▸ **TASK DIRECTIONS**: Repeat every entry word for word, skipping the pictures.

[Records with interface code]
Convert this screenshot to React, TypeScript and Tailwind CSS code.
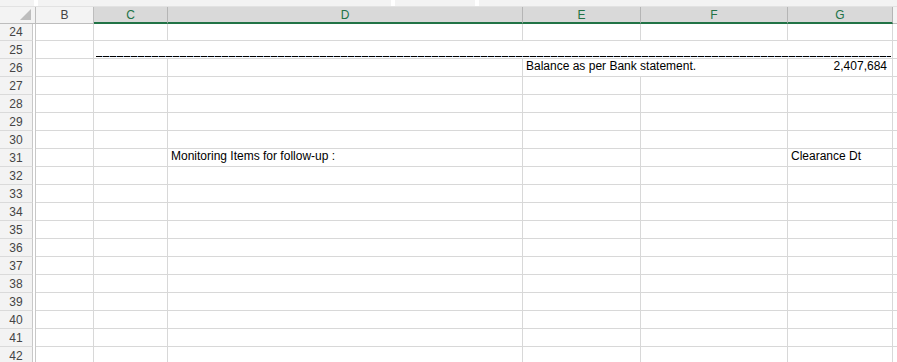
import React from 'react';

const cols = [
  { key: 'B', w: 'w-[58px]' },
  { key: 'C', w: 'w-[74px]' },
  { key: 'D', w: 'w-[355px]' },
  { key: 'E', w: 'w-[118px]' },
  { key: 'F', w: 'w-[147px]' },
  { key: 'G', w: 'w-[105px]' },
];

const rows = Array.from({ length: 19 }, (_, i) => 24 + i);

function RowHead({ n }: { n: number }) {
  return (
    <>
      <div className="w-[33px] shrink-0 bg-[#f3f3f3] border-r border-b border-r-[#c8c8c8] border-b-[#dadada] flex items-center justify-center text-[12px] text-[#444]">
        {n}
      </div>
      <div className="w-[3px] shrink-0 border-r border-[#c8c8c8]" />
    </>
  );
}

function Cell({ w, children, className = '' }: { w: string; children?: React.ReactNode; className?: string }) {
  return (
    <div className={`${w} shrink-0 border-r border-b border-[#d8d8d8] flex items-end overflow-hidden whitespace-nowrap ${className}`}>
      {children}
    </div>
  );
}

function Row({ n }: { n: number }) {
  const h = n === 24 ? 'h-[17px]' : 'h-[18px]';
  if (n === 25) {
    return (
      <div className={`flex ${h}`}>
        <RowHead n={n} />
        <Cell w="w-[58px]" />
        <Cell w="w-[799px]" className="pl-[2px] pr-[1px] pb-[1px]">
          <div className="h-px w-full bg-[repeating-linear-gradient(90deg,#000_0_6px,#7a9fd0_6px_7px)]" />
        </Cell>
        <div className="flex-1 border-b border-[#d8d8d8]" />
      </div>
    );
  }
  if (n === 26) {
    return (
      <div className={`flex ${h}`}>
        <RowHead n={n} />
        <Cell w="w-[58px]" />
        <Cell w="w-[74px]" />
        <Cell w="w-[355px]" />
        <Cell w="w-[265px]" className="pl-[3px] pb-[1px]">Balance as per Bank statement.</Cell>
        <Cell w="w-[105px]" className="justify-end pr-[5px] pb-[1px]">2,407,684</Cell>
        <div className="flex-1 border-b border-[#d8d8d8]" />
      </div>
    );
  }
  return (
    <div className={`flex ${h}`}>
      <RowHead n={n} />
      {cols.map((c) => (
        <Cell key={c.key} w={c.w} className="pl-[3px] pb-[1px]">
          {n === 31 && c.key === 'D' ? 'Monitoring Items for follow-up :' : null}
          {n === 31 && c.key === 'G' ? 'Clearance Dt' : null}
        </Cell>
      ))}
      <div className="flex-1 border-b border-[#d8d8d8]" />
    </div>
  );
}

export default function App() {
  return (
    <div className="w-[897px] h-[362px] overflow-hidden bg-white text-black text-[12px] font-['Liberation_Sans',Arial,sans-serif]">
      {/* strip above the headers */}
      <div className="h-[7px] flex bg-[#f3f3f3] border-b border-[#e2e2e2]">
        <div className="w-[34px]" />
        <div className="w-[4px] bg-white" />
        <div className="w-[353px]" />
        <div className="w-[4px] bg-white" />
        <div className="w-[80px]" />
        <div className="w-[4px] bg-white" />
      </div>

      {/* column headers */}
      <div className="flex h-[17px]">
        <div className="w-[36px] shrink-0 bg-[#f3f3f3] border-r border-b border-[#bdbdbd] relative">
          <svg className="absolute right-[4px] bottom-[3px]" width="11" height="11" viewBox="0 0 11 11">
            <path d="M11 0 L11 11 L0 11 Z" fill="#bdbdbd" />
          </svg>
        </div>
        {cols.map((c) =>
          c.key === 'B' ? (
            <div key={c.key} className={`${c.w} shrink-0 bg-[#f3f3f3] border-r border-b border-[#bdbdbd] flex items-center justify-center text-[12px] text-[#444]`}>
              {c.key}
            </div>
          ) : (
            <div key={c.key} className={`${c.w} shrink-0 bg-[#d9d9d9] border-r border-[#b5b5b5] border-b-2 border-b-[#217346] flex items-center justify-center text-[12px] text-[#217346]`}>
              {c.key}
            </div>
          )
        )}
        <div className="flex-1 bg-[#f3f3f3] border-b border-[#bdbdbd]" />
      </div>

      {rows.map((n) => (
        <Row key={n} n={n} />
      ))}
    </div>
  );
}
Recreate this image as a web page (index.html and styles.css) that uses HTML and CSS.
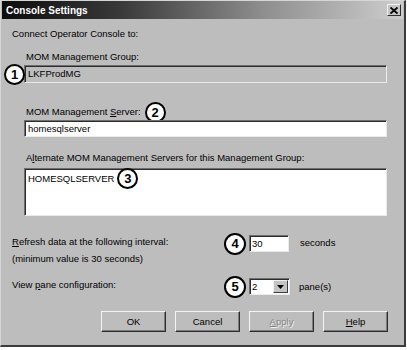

▸ **RIGHT ANSWER**:
Convert this screenshot to React, TypeScript and Tailwind CSS code.
import React from 'react';

const cols = [
  { key: 'B', w: 'w-[58px]' },
  { key: 'C', w: 'w-[74px]' },
  { key: 'D', w: 'w-[355px]' },
  { key: 'E', w: 'w-[118px]' },
  { key: 'F', w: 'w-[147px]' },
  { key: 'G', w: 'w-[105px]' },
];

const rows = Array.from({ length: 19 }, (_, i) => 24 + i);

function RowHead({ n }: { n: number }) {
  return (
    <>
      <div className="w-[33px] shrink-0 bg-[#f3f3f3] border-r border-b border-r-[#c8c8c8] border-b-[#dadada] flex items-center justify-center text-[12px] text-[#444]">
        {n}
      </div>
      <div className="w-[3px] shrink-0 border-r border-[#c8c8c8]" />
    </>
  );
}

function Cell({ w, children, className = '' }: { w: string; children?: React.ReactNode; className?: string }) {
  return (
    <div className={`${w} shrink-0 border-r border-b border-[#d8d8d8] flex items-end overflow-hidden whitespace-nowrap ${className}`}>
      {children}
    </div>
  );
}

function Row({ n }: { n: number }) {
  const h = n === 24 ? 'h-[17px]' : 'h-[18px]';
  if (n === 25) {
    return (
      <div className={`flex ${h}`}>
        <RowHead n={n} />
        <Cell w="w-[58px]" />
        <Cell w="w-[799px]" className="pl-[2px] pr-[1px] pb-[1px]">
          <div className="h-px w-full bg-[repeating-linear-gradient(90deg,#000_0_6px,#7a9fd0_6px_7px)]" />
        </Cell>
        <div className="flex-1 border-b border-[#d8d8d8]" />
      </div>
    );
  }
  if (n === 26) {
    return (
      <div className={`flex ${h}`}>
        <RowHead n={n} />
        <Cell w="w-[58px]" />
        <Cell w="w-[74px]" />
        <Cell w="w-[355px]" />
        <Cell w="w-[265px]" className="pl-[3px] pb-[1px]">Balance as per Bank statement.</Cell>
        <Cell w="w-[105px]" className="justify-end pr-[5px] pb-[1px]">2,407,684</Cell>
        <div className="flex-1 border-b border-[#d8d8d8]" />
      </div>
    );
  }
  return (
    <div className={`flex ${h}`}>
      <RowHead n={n} />
      {cols.map((c) => (
        <Cell key={c.key} w={c.w} className="pl-[3px] pb-[1px]">
          {n === 31 && c.key === 'D' ? 'Monitoring Items for follow-up :' : null}
          {n === 31 && c.key === 'G' ? 'Clearance Dt' : null}
        </Cell>
      ))}
      <div className="flex-1 border-b border-[#d8d8d8]" />
    </div>
  );
}

export default function App() {
  return (
    <div className="w-[897px] h-[362px] overflow-hidden bg-white text-black text-[12px] font-['Liberation_Sans',Arial,sans-serif]">
      {/* strip above the headers */}
      <div className="h-[7px] flex bg-[#f3f3f3] border-b border-[#e2e2e2]">
        <div className="w-[34px]" />
        <div className="w-[4px] bg-white" />
        <div className="w-[353px]" />
        <div className="w-[4px] bg-white" />
        <div className="w-[80px]" />
        <div className="w-[4px] bg-white" />
      </div>

      {/* column headers */}
      <div className="flex h-[17px]">
        <div className="w-[36px] shrink-0 bg-[#f3f3f3] border-r border-b border-[#bdbdbd] relative">
          <svg className="absolute right-[4px] bottom-[3px]" width="11" height="11" viewBox="0 0 11 11">
            <path d="M11 0 L11 11 L0 11 Z" fill="#bdbdbd" />
          </svg>
        </div>
        {cols.map((c) =>
          c.key === 'B' ? (
            <div key={c.key} className={`${c.w} shrink-0 bg-[#f3f3f3] border-r border-b border-[#bdbdbd] flex items-center justify-center text-[12px] text-[#444]`}>
              {c.key}
            </div>
          ) : (
            <div key={c.key} className={`${c.w} shrink-0 bg-[#d9d9d9] border-r border-[#b5b5b5] border-b-2 border-b-[#217346] flex items-center justify-center text-[12px] text-[#217346]`}>
              {c.key}
            </div>
          )
        )}
        <div className="flex-1 bg-[#f3f3f3] border-b border-[#bdbdbd]" />
      </div>

      {rows.map((n) => (
        <Row key={n} n={n} />
      ))}
    </div>
  );
}
Recreate this image as a web page (index.html and styles.css) that uses HTML and CSS.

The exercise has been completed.